English Football and Hooliganism became synonymous in the US, despite that fact that Rangers and Celtic, two Scottish clubs which at the time were better supported in the US than any English club outside of the banned Liverpool had many incidents of violence surrounding their matches as well. Italian clubs Lazio, Juventus, Inter and AC Milan also had followings in the US, and their share of problems. But very few if anybody equated Italian Football with violence and Hooliganism.

Football was already developing a subculture around itself in the US in the early 1990s with pubs open early for matches, a preparation for the World Cup ongoing. The US National Team was developing a massive following and the USISL (the forerunner of today’s USL) was expanding and finding more fans at matches than ever before.

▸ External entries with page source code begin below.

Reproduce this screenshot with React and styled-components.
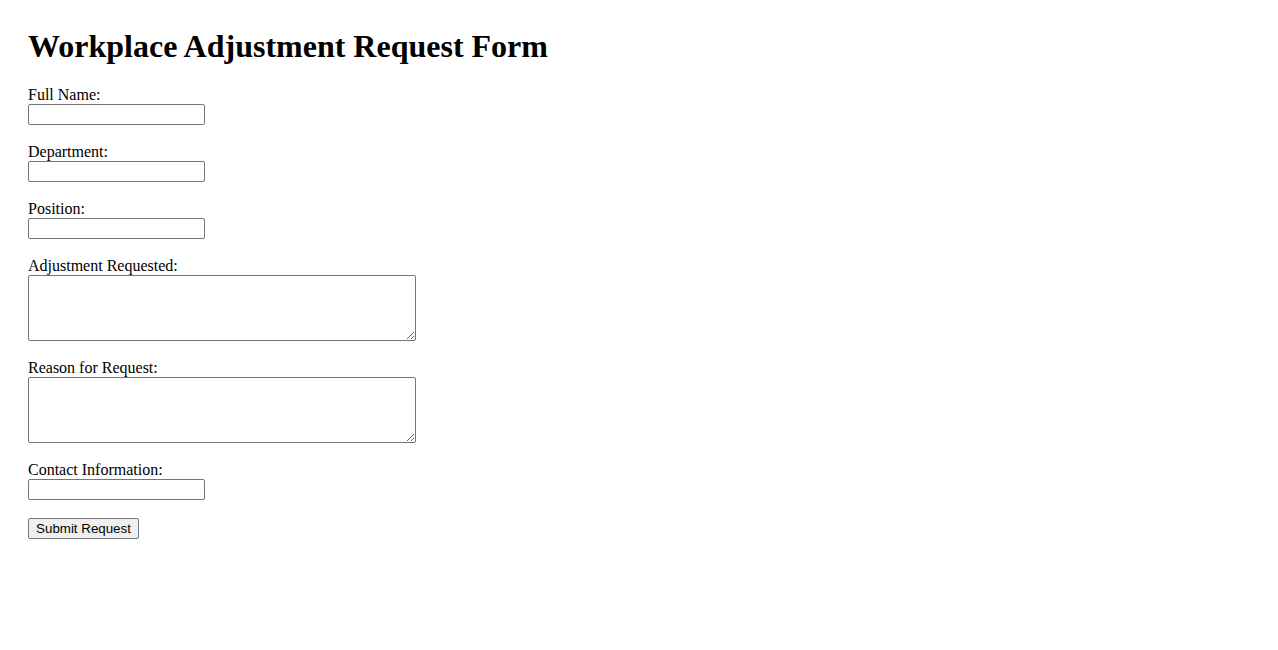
import React from 'react'
import styled, { createGlobalStyle } from 'styled-components'

const GlobalStyle = createGlobalStyle`
  body {
    margin: 8px;
    padding: 20px;
    background: #fff;
    color: #000;
    font-family: "Liberation Serif", "Times New Roman", serif;
    font-size: 16px;
  }
`;

const Title = styled.h1`
  margin: 0 0 21px 0;
  font-size: 32px;
  line-height: 37px;
  font-weight: bold;
`;

const Form = styled.form`
  display: flex;
  flex-direction: column;
  align-items: flex-start;
`;

const Field = styled.div`
  display: flex;
  flex-direction: column;
  align-items: flex-start;
  margin-bottom: 18px;
`;

const Label = styled.label`
  display: block;
  height: 18px;
  line-height: 18px;
`;

const Input = styled.input`
  box-sizing: border-box;
  width: 177px;
  height: 21px;
  margin: 0;
  padding: 1px 2px;
  border: 1px solid #767676;
  border-radius: 2px;
  background: #fff;
  font-family: "Liberation Sans", Arial, sans-serif;
  font-size: 13.33px;
`;

const TextArea = styled.textarea`
  box-sizing: border-box;
  width: 388px;
  height: 66px;
  margin: 0;
  padding: 2px;
  border: 1px solid #767676;
  border-radius: 2px;
  background: #fff;
  font-family: "Liberation Mono", monospace;
  font-size: 13.33px;
`;

const Button = styled.button`
  box-sizing: border-box;
  height: 21px;
  width: 111px;
  margin: 0;
  padding: 1px 6px;
  border: 1px solid #767676;
  border-radius: 2px;
  background: #efefef;
  color: #000;
  font-family: "Liberation Sans", Arial, sans-serif;
  font-size: 13.33px;
  line-height: 17px;
`;

const fields = [
  { id: 'name', label: 'Full Name:' },
  { id: 'department', label: 'Department:' },
  { id: 'position', label: 'Position:' },
  { id: 'adjustment', label: 'Adjustment Requested:', multiline: true },
  { id: 'reason', label: 'Reason for Request:', multiline: true },
  { id: 'contact', label: 'Contact Information:' },
];

const App = () => {
  return (
    <>
      <GlobalStyle />
      <Title>Workplace Adjustment Request Form</Title>
      <Form onSubmit={e => e.preventDefault()}>
        {fields.map(f => (
          <Field key={f.id}>
            <Label htmlFor={f.id}>{f.label}</Label>
            {f.multiline ? <TextArea id={f.id} /> : <Input id={f.id} type="text" />}
          </Field>
        ))}
        <Button type="submit">Submit Request</Button>
      </Form>
    </>
  )
}

export default App;
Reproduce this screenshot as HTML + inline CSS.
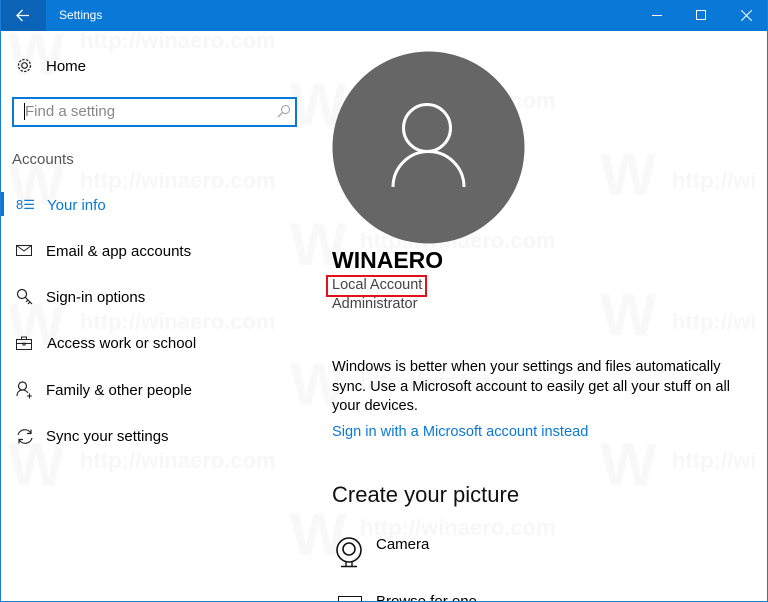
<!DOCTYPE html>
<html style="width:768px;height:602px;overflow:hidden"><head><meta charset="utf-8"><style>
*{margin:0;padding:0;box-sizing:border-box}
body{width:768px;height:602px;overflow:hidden;background:#fff;font-family:"Liberation Sans",sans-serif;position:relative;color:#000}
.frame{position:absolute;left:0;top:0;width:768px;height:602px;border:1px solid #1a7fd4;border-top:none}
.tb{position:absolute;left:0;top:0;width:768px;height:31px;background:#0a78d7}
.back{position:absolute;left:0;top:0;width:46px;height:31px;background:#0a63b6}
.t{position:absolute;font-size:15px;white-space:nowrap}
.wm{position:absolute;font-size:22px;font-weight:bold;color:#f7f7f7;white-space:nowrap}
.W{position:absolute;font-size:60px;font-weight:bold;color:#f8f8f8}
svg{position:absolute}
</style></head><body>
<div class="W" style="left:8px;top:20px">W</div><div class="wm" style="left:80px;top:28px">http://winaero.com</div>
<div class="W" style="left:8px;top:150px">W</div><div class="wm" style="left:80px;top:168px">http://winaero.com</div>
<div class="W" style="left:8px;top:290px">W</div><div class="wm" style="left:80px;top:309px">http://winaero.com</div>
<div class="W" style="left:8px;top:430px">W</div><div class="wm" style="left:80px;top:448px">http://winaero.com</div>
<div class="W" style="left:290px;top:70px">W</div><div class="wm" style="left:360px;top:88px">http://winaero.com</div>
<div class="W" style="left:290px;top:210px">W</div><div class="wm" style="left:360px;top:228px">http://winaero.com</div>
<div class="W" style="left:290px;top:350px">W</div><div class="wm" style="left:360px;top:369px">http://winaero.com</div>
<div class="W" style="left:290px;top:500px">W</div><div class="wm" style="left:360px;top:515px">http://winaero.com</div>
<div class="W" style="left:600px;top:140px">W</div><div class="wm" style="left:672px;top:168px">http://wi</div>
<div class="W" style="left:600px;top:280px">W</div><div class="wm" style="left:672px;top:309px">http://wi</div>
<div class="W" style="left:600px;top:430px">W</div><div class="wm" style="left:672px;top:448px">http://wi</div>

<div class="tb"></div><div class="back"></div>
<svg style="left:16px;top:9px" width="14" height="13"><path d="M1 6.5H13M6.5 1L1 6.5L6.5 12" stroke="#fff" stroke-width="1.3" fill="none"/></svg>
<div class="t" style="left:59px;top:8px;font-size:12px;color:#fff">Settings</div>
<div style="position:absolute;left:652px;top:15px;width:10px;height:1px;background:#fff"></div>
<div style="position:absolute;left:696px;top:10px;width:10px;height:10px;border:1px solid #fff"></div>
<svg style="left:741px;top:10px" width="11" height="11"><path d="M0 0L11 11M11 0L0 11" stroke="#fff" stroke-width="1"/></svg>

<svg style="left:16px;top:57px" width="17" height="17" viewBox="0 0 17 17"><circle cx="8.5" cy="8.5" r="2.8" fill="none" stroke="#222" stroke-width="1.2"/><circle cx="8.5" cy="8.5" r="6" fill="none" stroke="#222" stroke-width="1.2" stroke-dasharray="2.4 1.3"/></svg>
<div class="t" style="left:46px;top:58px;color:#000">Home</div>
<div style="position:absolute;left:12px;top:97px;width:285px;height:30px;border:2px solid #0a78d7;background:#fff"></div>
<div style="position:absolute;left:24px;top:103px;width:1px;height:17px;background:#000"></div>
<div class="t" style="left:25px;top:103px;color:#888">Find a setting</div>
<svg style="left:277px;top:104px" width="14" height="14"><circle cx="8.5" cy="5.5" r="4" fill="none" stroke="#999" stroke-width="1"/><path d="M5.5 8.5L1 13" stroke="#999" stroke-width="1.2"/></svg>
<div class="t" style="left:12px;top:151px;color:#555">Accounts</div>
<div style="position:absolute;left:0;top:192px;width:4px;height:24px;background:#0a78d7"></div>
<div class="t" style="left:16px;top:197px;color:#0a78d7;font-size:13px">8☰</div>
<div class="t" style="left:47px;top:197px;color:#0a78d7">Your info</div>
<svg style="left:16px;top:245px" width="17" height="12"><rect x="0.5" y="0.5" width="15" height="10" fill="none" stroke="#222"/><path d="M0.5 0.5L8 6L15.5 0.5" fill="none" stroke="#222"/></svg>
<div class="t" style="left:46px;top:243px">Email &amp; app accounts</div>
<svg style="left:16px;top:288px" width="18" height="18"><circle cx="6" cy="6" r="4.5" fill="none" stroke="#222" stroke-width="1.2"/><path d="M9 9L16 16M12 12L10 14M14 14L12 16" stroke="#222" stroke-width="1.2"/></svg>
<div class="t" style="left:46px;top:289px">Sign-in options</div>
<svg style="left:16px;top:336px" width="17" height="15"><rect x="0.5" y="3.5" width="15" height="10" fill="none" stroke="#222"/><path d="M5.5 3.5V1H10.5V3.5M0.5 7.5H15.5M7 6.5V9H9V6.5" fill="none" stroke="#222"/></svg>
<div class="t" style="left:47px;top:335px">Access work or school</div>
<svg style="left:16px;top:381px" width="17" height="18"><circle cx="6.5" cy="5" r="4" fill="none" stroke="#222" stroke-width="1.2"/><path d="M1 15C1 11 3.5 9 6.5 9S11 10.5 12 12M11 15H16M13.5 12.5V17.5" fill="none" stroke="#222" stroke-width="1.1"/></svg>
<div class="t" style="left:46px;top:382px">Family &amp; other people</div>
<svg style="left:16px;top:428px" width="18" height="17"><path d="M2 7A7 7 0 0 1 15 5.5M16 10A7 7 0 0 1 3 11.5M15 1.5V5.5H11M3 15.5V11.5H7" fill="none" stroke="#222" stroke-width="1.2"/></svg>
<div class="t" style="left:46px;top:428px">Sync your settings</div>

<svg style="left:332px;top:51px" width="193" height="193" viewBox="332 51 193 193"><circle cx="428.5" cy="147.5" r="96" fill="#666"/><circle cx="427" cy="128" r="23.5" fill="none" stroke="#fff" stroke-width="3"/><path d="M393 187A35 35 0 0 1 464 187" fill="none" stroke="#fff" stroke-width="3"/></svg>
<div class="t" style="left:332px;top:247px;font-size:23px;font-weight:bold">WINAERO</div>
<div style="position:absolute;left:326px;top:275px;width:101px;height:22px;border:2px solid #e0121a"></div>
<div class="t" style="left:332px;top:277px;color:#444;font-size:14.5px">Local Account</div>
<div class="t" style="left:332px;top:296px;color:#444;font-size:14.5px">Administrator</div>
<div class="t" style="left:332px;top:358px;line-height:19.5px;white-space:normal;width:420px;font-size:14.6px">Windows is better when your settings and files automatically sync. Use a Microsoft account to easily get all your stuff on all your devices.</div>
<div class="t" style="left:332px;top:424px;color:#0a78d7;font-size:14.6px">Sign in with a Microsoft account instead</div>
<div class="t" style="left:332px;top:482px;font-size:22px;color:#111">Create your picture</div>
<svg style="left:334px;top:536px" width="30" height="32"><circle cx="15" cy="14" r="12" fill="none" stroke="#111" stroke-width="1.6"/><circle cx="15" cy="13" r="6" fill="none" stroke="#111" stroke-width="1.6"/><path d="M12 26V30M18 26V30M7 30.5H23" stroke="#111" stroke-width="1.4"/></svg>
<div class="t" style="left:376px;top:536px">Camera</div>
<div style="position:absolute;left:338px;top:596px;width:24px;height:10px;border:1.5px solid #111"></div>
<div class="t" style="left:376px;top:593px">Browse for one</div>
<div class="frame"></div>
</body></html>
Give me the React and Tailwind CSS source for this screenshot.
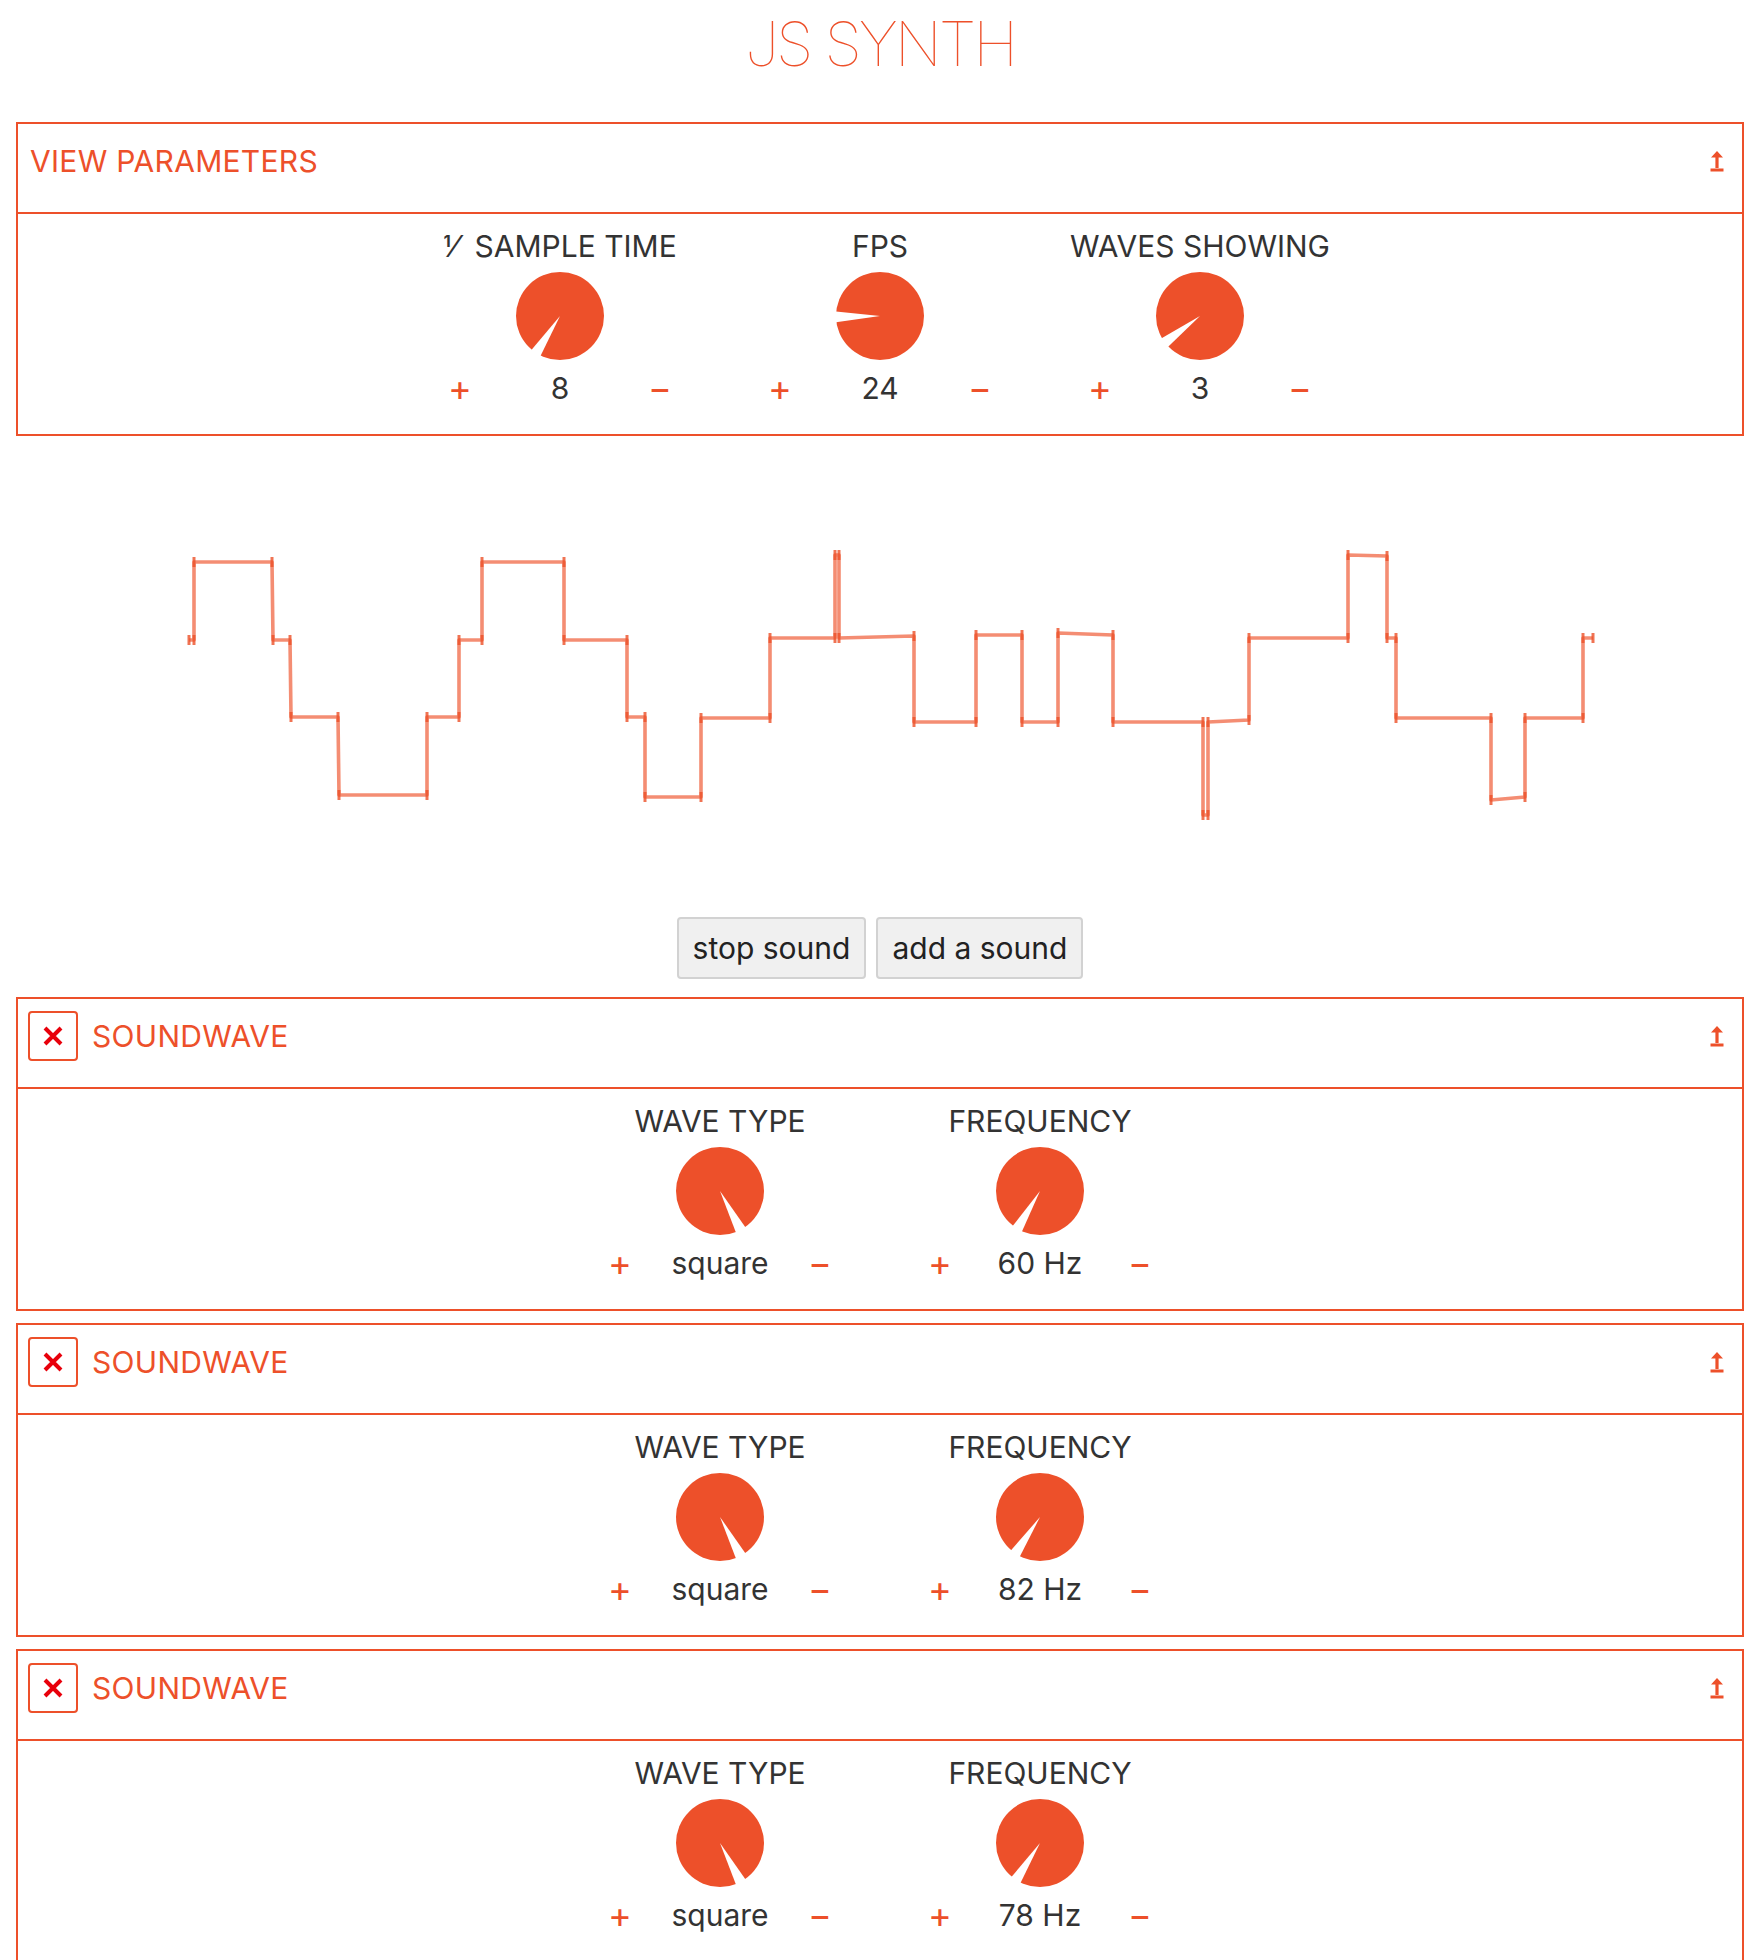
import React from "react";

// oscilloscope trace, in page coordinates
const trace = [
  [189, 640], [194, 640], [194, 562], [272, 562], [273, 640], [290, 640], [291, 717], [338, 717],
  [339, 795], [427, 795], [427, 717], [459, 717], [459, 640], [482, 640], [482, 562], [564, 562],
  [564, 640], [627, 640], [627, 717], [645, 717], [645, 797], [701, 797], [701, 718], [770, 718],
  [770, 638], [835, 638], [835, 555], [839, 555], [839, 638], [914, 636], [914, 722], [976, 722],
  [976, 635], [1022, 635], [1022, 722], [1058, 722], [1058, 633], [1113, 635], [1113, 722], [1203, 722],
  [1203, 815], [1208, 815], [1208, 722], [1249, 720], [1249, 638], [1348, 638], [1348, 555], [1387, 556],
  [1387, 638], [1396, 638], [1396, 718], [1491, 718], [1491, 800], [1525, 797], [1525, 718], [1583, 718],
  [1583, 638], [1593, 638],
];

const sounds = [
  { freq: "60 Hz", angle: 121 },
  { freq: "82 Hz", angle: 124 },
  { freq: "78 Hz", angle: 123 },
];

function Knob({ angle }) {
  const c = 44;
  const pt = (a, d) => {
    const t = (a * Math.PI) / 180;
    return `${c + d * Math.cos(t)},${c + d * Math.sin(t)}`;
  };
  return (
    <svg width="88" height="88" viewBox="0 0 88 88" className="block">
      <circle cx={c} cy={c} r="44" fill="#ed502a" />
      <polygon points={`${c},${c} ${pt(angle - 7, 54)} ${pt(angle + 7, 54)}`} fill="#fff" />
    </svg>
  );
}

function Control({ label, value, angle }) {
  return (
    <div className="w-[320px] flex flex-col items-center">
      <div className="text-[30px] leading-[36px] text-[#333] whitespace-pre">{label}</div>
      <div className="mt-[8px]">
        <Knob angle={angle} />
      </div>
      <div className="mt-[10px] flex items-center text-[30px] leading-[36px]">
        <button className="w-[40px] text-center text-[36px] text-[#ed502a]">+</button>
        <span className="w-[160px] text-center text-[#333]">{value}</span>
        <button className="w-[40px] text-center text-[36px] text-[#ed502a]">−</button>
      </div>
    </div>
  );
}

function Collapse() {
  return (
    <svg width="14" height="21" viewBox="0 0 14 21" className="block">
      <polygon points="7,0 13,6.5 8.6,6.5 8.6,17 5.4,17 5.4,6.5 1,6.5" fill="#ed502a" />
      <rect x="0.5" y="17.5" width="13" height="3" fill="#ed502a" />
    </svg>
  );
}

function Panel({ title, removable, className = "", children }) {
  return (
    <section className={"mx-4 border-2 border-[#ed502a] " + className}>
      <header
        className={
          "h-[90px] border-b-2 border-[#ed502a] flex items-start pt-[12px] pr-[18px] " +
          (removable ? "pl-[10px]" : "pl-[12px]")
        }
      >
        <div className="h-[50px] flex items-center flex-1">
          {removable && (
            <button className="w-[50px] h-[50px] mr-[14px] border-2 border-[#ed502a] rounded-[4px] flex items-center justify-center">
              <svg width="20" height="20" viewBox="0 0 20 20">
                <path d="M2 2 L18 18 M18 2 L2 18" stroke="#e8000b" strokeWidth="4" />
              </svg>
            </button>
          )}
          <span className="text-[30px] leading-[36px] text-[#ed502a] tracking-[0.01em]">{title}</span>
        </div>
        <div className="h-[50px] flex items-center">
          <Collapse />
        </div>
      </header>
      <div className="h-[220px] pt-[14px] flex justify-center">{children}</div>
    </section>
  );
}

export default function App() {
  const pts = trace.map(([x, y]) => `${x},${y}`).join(" ");

  return (
    <div className="w-[1760px] h-[1960px] overflow-hidden bg-white font-[Inter,'DejaVu_Sans',sans-serif]">
      <h1 className="pt-[13px] mb-[47px] text-center text-[61px] leading-[62px] font-thin tracking-[-0.05em] text-[#ed502a]">
        JS SYNTH
      </h1>

      <Panel title="VIEW PARAMETERS">
        <Control label="⅟  SAMPLE TIME" value="8" angle={123} />
        <Control label="FPS" value="24" angle={179} />
        <Control label="WAVES SHOWING" value="3" angle={143} />
      </Panel>

      {/* scope */}
      <svg width="1760" height="472" viewBox="0 436 1760 472" className="block">
        <polyline points={pts} fill="none" stroke="#ef5d38" strokeOpacity="0.7" strokeWidth="3.6" strokeLinejoin="round" />
        {trace.map(([x, y], i) => (
          <line key={i} x1={x} y1={y - 5} x2={x} y2={y + 5} stroke="#ec5028" strokeOpacity="0.8" strokeWidth="3" />
        ))}
      </svg>

      <div className="mt-[9px] mb-[18px] flex justify-center gap-[10px]">
        <button className="h-[62px] px-[14px] bg-[#f0f0f0] border-2 border-[#d2d2d2] rounded-[4px] text-[30px] text-[#222]">
          stop sound
        </button>
        <button className="h-[62px] px-[14px] bg-[#f0f0f0] border-2 border-[#d2d2d2] rounded-[4px] text-[30px] text-[#222]">
          add a sound
        </button>
      </div>

      <div className="flex flex-col gap-[12px]">
        {sounds.map((s, i) => (
          <Panel key={i} title="SOUNDWAVE" removable>
            <Control label="WAVE TYPE" value="square" angle={62} />
            <Control label="FREQUENCY" value={s.freq} angle={s.angle} />
          </Panel>
        ))}
      </div>
    </div>
  );
}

The fear of England in the US was immense. I still recall the relief several of my college classmates who also liked the sport had in 1993 when England failed to qualify for the World Cup in 1994. Their thinking was it was now safe to attend World Cup matches and travel to World Cup host cities, whereas it may not have been safe before in the event.

Even twenty years later as the United States nears qualification for its sixth consecutive World Cup finals, and American footballers are comfortably fitting into the top foreign leagues not to mention our own domestic leagues, the ignorance and hostility from many quarters of the mainstream sporting press continues. Many in the US still see events like Hillsborough as proof of the sport being “un-American,” and “foreign.”  Yet the number of deaths and injuries in and around sporting events in the United States rivals that of any nation where football is the leading sport.

I do not have the time nor the patience to list all of the disgraceful incidents around NFL, College (American) Football, NBA, MLB or NHL games since Hillsborough. Nor do I care to argue with those so intellectually in-curious about how the rest of the world lives.

Hillsborough was a tragedy of epic proportions. To quote Gerry and the Pacemakers whose Mersey beat still rings today, “you’ll never walk alone.”